The first phase determines a set of candidate initial states for the LFSR by calculating the edit distance between the ciphertext sequence z and the sequence x generated by each possible initial state of the LFSR. The edit distances are compared to a predetermined threshold, and those initial states that result in edit distances below the threshold are added to the set of candidate initial states, the rest of the initial states are discarded.

The edit distances in phase 1 are calculated recursively, filling one matrix of partial edit distances between all possible prefixes of the sequences for each edit distance calculation. Different paths through each such matrix correspond to different clock control sequences, and thus, in phase 2, the clock control sequence can be reconstructed by backtracking paths through the edit distance matrices. In the known plaintext scenario, an optimal path, which can be found very efficiently, would give the correct clock control sequence. However, when the plaintext is not known, it behaves like noise in the cryptanalytic process, and this noise makes it necessary to also consider suboptimal paths through the matrices. The goal of this thesis is to use a k-best-paths algorithm, well known in several other fields, to find the k shortest paths through the matrices in order to reconstruct the clock control sequence.

Results

This proposed attack was implemented and tested on randomly generated pairs of plaintext- and keystream sequences, and it found the correct keystream in all the experiments. The results also showed that the average number of paths that the attack goes through, before it finds the path that represents the correct clock control sequence, increases linearly with the noise level, and exponentially with the length of the keystream generator.

The attack was also compared to a similar attack, introduced in the article listed as literature entry number 3 in the list below. This paper describes an attack that is identical to mine, except that it uses a depth-first search instead of the k-best paths search. The results show that the average number of paths is lower for the k-best paths attack if the noise level is zero, that is if it is a known plaintext attack. However, when the noise level increases, the depth-first search attack seams to perform slightly better. More detailed studies of the results of each individual experiment show that the k-best paths search encounters "bad experiments", that is experiments where the number of extracted paths is much higher than the average, more often than the depth-first search. There is no indication that the depth-first search performs better than the k-best paths when the k-best paths does not have a "bad experiment". Thus the k-best paths might perform as good as, or even better than, the depth-first search if several attacks were run in parallel.

Literature

The most important literature resources for my thesis are listed below. 1. is a general introduction to cryptography, with a good chapter on stream ciphers. 2. is the paper that introduced the edit distance attack for finding the candidate initial states of the LFSR. 3. introduces an attack that is very similar to mine, only it uses a directed depth-first search through the edit distance matrices instead of a k-best paths search. My attack is based heavily on this paper, and my results are compared with results from this attack. 4. is the paper that introduced the k-best paths algorithm that I use in my attack.
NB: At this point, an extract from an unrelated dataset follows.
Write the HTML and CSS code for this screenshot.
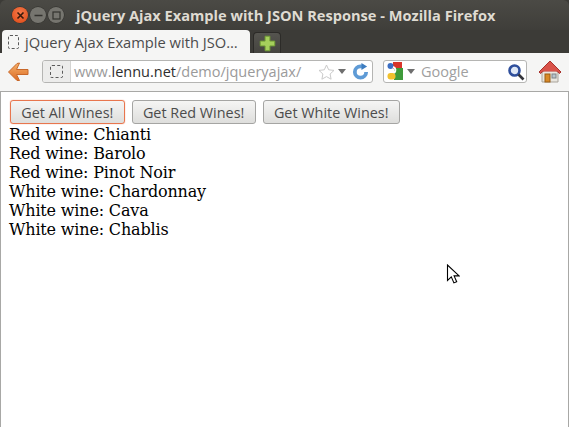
FILE: index.html
```html
<!DOCTYPE html>
<html>
<head>
    <title>jQuery Ajax Example with JSON Response - Mozilla Firefox</title>
    <meta charset="UTF-8" />
    <link rel="stylesheet" href="styles.css">
</head>
<body>
    <div class="window">
        <div class="titlebar">
            <div class="controls">
                <div class="winButton close">
                    <svg width="9" height="9" viewBox="0 0 9 9"><path d="M1.500 1.500l6 6M7.500 1.500l-6 6" stroke="#3a1a0c" stroke-width="1.600"/></svg>
                </div>
                <div class="winButton">
                    <svg width="9" height="9" viewBox="0 0 9 9"><path d="M0.500 4.500h8" stroke="#33322e" stroke-width="1.400"/></svg>
                </div>
                <div class="winButton">
                    <svg width="9" height="9" viewBox="0 0 9 9"><rect x="1" y="1" width="7" height="7" fill="none" stroke="#33322e" stroke-width="1.200"/></svg>
                </div>
            </div>
            <div class="windowTitle">jQuery Ajax Example with JSON Response - Mozilla Firefox</div>
        </div>
        <div class="tabbar">
            <div class="tab">
                <div class="favicon tabIcon"></div>
                <div class="tabLabel">jQuery Ajax Example with JSO…</div>
            </div>
            <div class="newTab">
                <svg width="17" height="17" viewBox="0 0 14 14"><path d="M5 1h4v4h4v4H9v4H5V9H1V5h4z" fill="#a6cf5c" stroke="#6f9a35" stroke-width="0.800"/></svg>
            </div>
        </div>
        <div class="toolbar">
            <svg class="backArrow" width="24" height="20" viewBox="0 0 24 20">
                <defs>
                    <linearGradient id="arrowFill" x1="0" y1="0" x2="0" y2="1">
                        <stop offset="0" stop-color="#f6b26c"/>
                        <stop offset="1" stop-color="#dc6a22"/>
                    </linearGradient>
                </defs>
                <path d="M10 1.500L1.500 10l8.500 8.500h2.500l-3-6h11.500v-5H9.500l3-6.500z" fill="url(#arrowFill)" stroke="#c8682a" stroke-width="1"/>
            </svg>
            <div class="urlbar">
                <div class="identity"><div class="favicon"></div></div>
                <div class="url"><span class="dim">www.</span>lennu.net<span class="dim">/demo/jqueryajax/</span></div>
                <svg class="star" width="17" height="16" viewBox="0 0 17 16"><path d="M8.500 1l2.200 4.800 5.300.6-3.900 3.600 1 5.200-4.600-2.600-4.600 2.600 1-5.200L1 6.400l5.300-.6z" fill="#fff" stroke="#c9c9c9" stroke-width="1"/></svg>
                <div class="dropArrow"></div>
                <svg class="reload" width="17" height="17" viewBox="0 0 18 18">
                    <path d="M15 9.500A6 6 0 1 1 9 3.500h1.500" fill="none" stroke="#5f9bd6" stroke-width="4"/>
                    <path d="M10 0v7.500l6-3.700z" fill="#3d7cc0"/>
                </svg>
            </div>
            <div class="searchbar">
                <svg width="17" height="19" viewBox="0 0 17 19">
                    <rect x="6" y="0" width="9" height="7" fill="#d8352a"/>
                    <rect x="7" y="6" width="9" height="12" fill="#3f9b3b"/>
                    <circle cx="3.500" cy="4" r="3" fill="#3b6fc4"/>
                    <rect x="0.500" y="11" width="8" height="6.500" rx="3" fill="#f2c12e"/>
                    <path d="M6 5c3 1 3 4 1 6" fill="none" stroke="#fff" stroke-width="2"/>
                </svg>
                <div class="dropArrow"></div>
                <div class="searchText">Google</div>
                <svg class="magnifier" width="18" height="18" viewBox="0 0 18 18">
                    <circle cx="7.500" cy="7.500" r="5" fill="#dfe8f6" stroke="#2f4f9c" stroke-width="2.600"/>
                    <path d="M11.500 11.500l5 5" stroke="#33343a" stroke-width="2.600"/>
                </svg>
            </div>
            <svg class="home" width="24" height="24" viewBox="0 0 24 24">
                <path d="M4 11h16v11H4z" fill="#e9e6df" stroke="#a9a49a" stroke-width="1"/>
                <path d="M12 1L1 12l1.500 1.500L12 5l9.500 8.500L23 12z" fill="#d9534a" stroke="#a8322c" stroke-width="1"/>
                <path d="M12 3.500L3.500 11.500h17z" fill="#d9534a"/>
                <rect x="7" y="14" width="5" height="8" fill="#d98a26" stroke="#9a5c14" stroke-width="1"/>
                <rect x="14" y="14" width="4" height="4" fill="#b9c4cc" stroke="#7f8488" stroke-width="1"/>
            </svg>
        </div>
        <div class="content">
            <div class="buttons">
                <button class="wineButton focused">Get All Wines!</button>
                <button class="wineButton">Get Red Wines!</button>
                <button class="wineButton">Get White Wines!</button>
            </div>
            <div class="wine">Red wine: Chianti</div>
            <div class="wine">Red wine: Barolo</div>
            <div class="wine">Red wine: Pinot Noir</div>
            <div class="wine">White wine: Chardonnay</div>
            <div class="wine">White wine: Cava</div>
            <div class="wine">White wine: Chablis</div>
            <svg class="cursor" width="14" height="21" viewBox="0 0 14 21">
                <path d="M1.500 1v15.500l3.800-3.600 2.600 6 2.800-1.200-2.600-5.800h5z" fill="#fff" stroke="#000" stroke-width="1.100"/>
            </svg>
        </div>
    </div>
</body>
</html>
```

FILE: styles.css
```css
html, body
{
    margin: 0;
    padding: 0;
}

body
{
    width: 569px;
    height: 427px;
    overflow: hidden;
    background-color: #3c3b37;
}

.window
{
    display: flex;
    flex-direction: column;
    height: 427px;
    border-radius: 6px 6px 0 0;
    overflow: hidden;
    font-family: "Open Sans", "Noto Sans", sans-serif;
}

.titlebar
{
    display: flex;
    align-items: center;
    height: 30px;
    background: linear-gradient(#4b4a45, #3f3e3a);
}

.controls
{
    display: flex;
    gap: 2px;
    margin-left: 12px;
    width: 64px;
}

.winButton
{
    display: flex;
    align-items: center;
    justify-content: center;
    width: 16px;
    height: 16px;
    border-radius: 50%;
    background: #76756f;
    box-shadow: 0 0 0 0.5px #2e2d2a;
}

.winButton.close
{
    background: radial-gradient(circle at 50% 35%, #f5794a, #dd4814);
}

.windowTitle
{
    color: #dfdbd2;
    font-size: 14.600px;
    font-weight: 700;
    white-space: nowrap;
}

.tabbar
{
    display: flex;
    align-items: flex-end;
    height: 23px;
    padding-left: 2px;
    gap: 3px;
    background: #3c3b37;
}

.tab
{
    display: flex;
    align-items: center;
    gap: 6px;
    width: 248px;
    height: 23px;
    padding-left: 6px;
    box-sizing: border-box;
    border-radius: 4px 4px 0 0;
    background: #f5f5f4;
    color: #4c4c4c;
    font-size: 14.700px;
}

.tabLabel
{
    white-space: nowrap;
}

.favicon
{
    width: 11px;
    height: 11px;
    border: 1px dashed #5a5a5a;
    border-radius: 2px;
}

.tabIcon
{
    width: 9px;
    height: 12px;
}

.newTab
{
    display: flex;
    align-items: center;
    justify-content: center;
    width: 28px;
    height: 21px;
    border: 1px solid #2c2b28;
    border-bottom: none;
    box-sizing: border-box;
    border-radius: 4px 4px 0 0;
    background: linear-gradient(#55544f, #45443f);
}

.toolbar
{
    display: flex;
    align-items: center;
    height: 39px;
    box-sizing: border-box;
    padding: 0 3px 1px 7px;
    background: #f5f5f4;
    border-bottom: 1px solid #a8a8a6;
}

.backArrow
{
    margin-right: 11px;
}

.urlbar, .searchbar
{
    display: flex;
    align-items: center;
    height: 23px;
    box-sizing: border-box;
    border: 1px solid #b5b5b3;
    border-radius: 3px;
    background: #fff;
    overflow: hidden;
}

.urlbar
{
    width: 331px;
    margin-right: 10px;
    font-size: 14.500px;
    color: #2e2e2e;
}

.identity
{
    display: flex;
    align-items: center;
    justify-content: center;
    width: 27px;
    height: 100%;
    background: #ececeb;
    border-right: 1px solid #d4d4d2;
}

.url
{
    margin-left: 3px;
    flex: 1;
    white-space: nowrap;
}

.dim
{
    color: #9a9a9a;
}

.star
{
    margin-right: 3px;
}

.dropArrow
{
    width: 0;
    height: 0;
    border-left: 4px solid transparent;
    border-right: 4px solid transparent;
    border-top: 5px solid #6e6e6e;
}

.reload
{
    margin: 0 3px 0 6px;
}

.searchbar
{
    width: 144px;
    margin-right: 11px;
    padding-left: 3px;
}

.searchbar .dropArrow
{
    margin-left: 3px;
}

.searchText
{
    flex: 1;
    margin-left: 6px;
    color: #a0a0a0;
    font-size: 14.500px;
}

.magnifier
{
    margin-right: 1px;
}

.content
{
    position: relative;
    flex: 1;
    padding: 8px 8px 0 9px;
    background: #fff;
    border-left: 1px solid #a8a8a6;
    border-right: 1px solid #a8a8a6;
    font-family: "DejaVu Serif", serif;
    font-size: 16px;
    letter-spacing: -0.170px;
    line-height: 19px;
    color: #000;
}

.wine
{
    margin-left: -1px;
}

.buttons
{
    display: flex;
    gap: 7px;
    height: 25px;
}

.wineButton
{
    height: 24px;
    padding: 0 10.300px;
    border: 1px solid #a5a5a3;
    border-radius: 3px;
    background: linear-gradient(#f5f5f4, #dededc);
    color: #4c4c4c;
    font-family: "Open Sans", "Noto Sans", sans-serif;
    font-size: 14.400px;
    letter-spacing: 0;
}

.wineButton.focused
{
    border-color: #e8764e;
    box-shadow: 0 0 1px #e8764e;
}

.cursor
{
    position: absolute;
    left: 445px;
    top: 172px;
}
```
Menezes, A. J., Vanstone, S. A., & Oorschot, P C. V 1996. Handbook of Applied Cryptography. CRC Press, Inc., Boca Raton, FL, USA.
Golic, J. D. & Mihaljevic, M. J. 1991. A generalized correlation attack on a class of stream ciphers based on the Levenshtein distance. Journal of Cryptology, 3(3), 201-212.
Petrovic, S. & Fuster-Sabater, A. 2004. Clock control sequence reconstruction in the ciphertext only attack scenario. In ICICS, 427-439.
Eppstein, D. 1997. Finding the k shortest paths.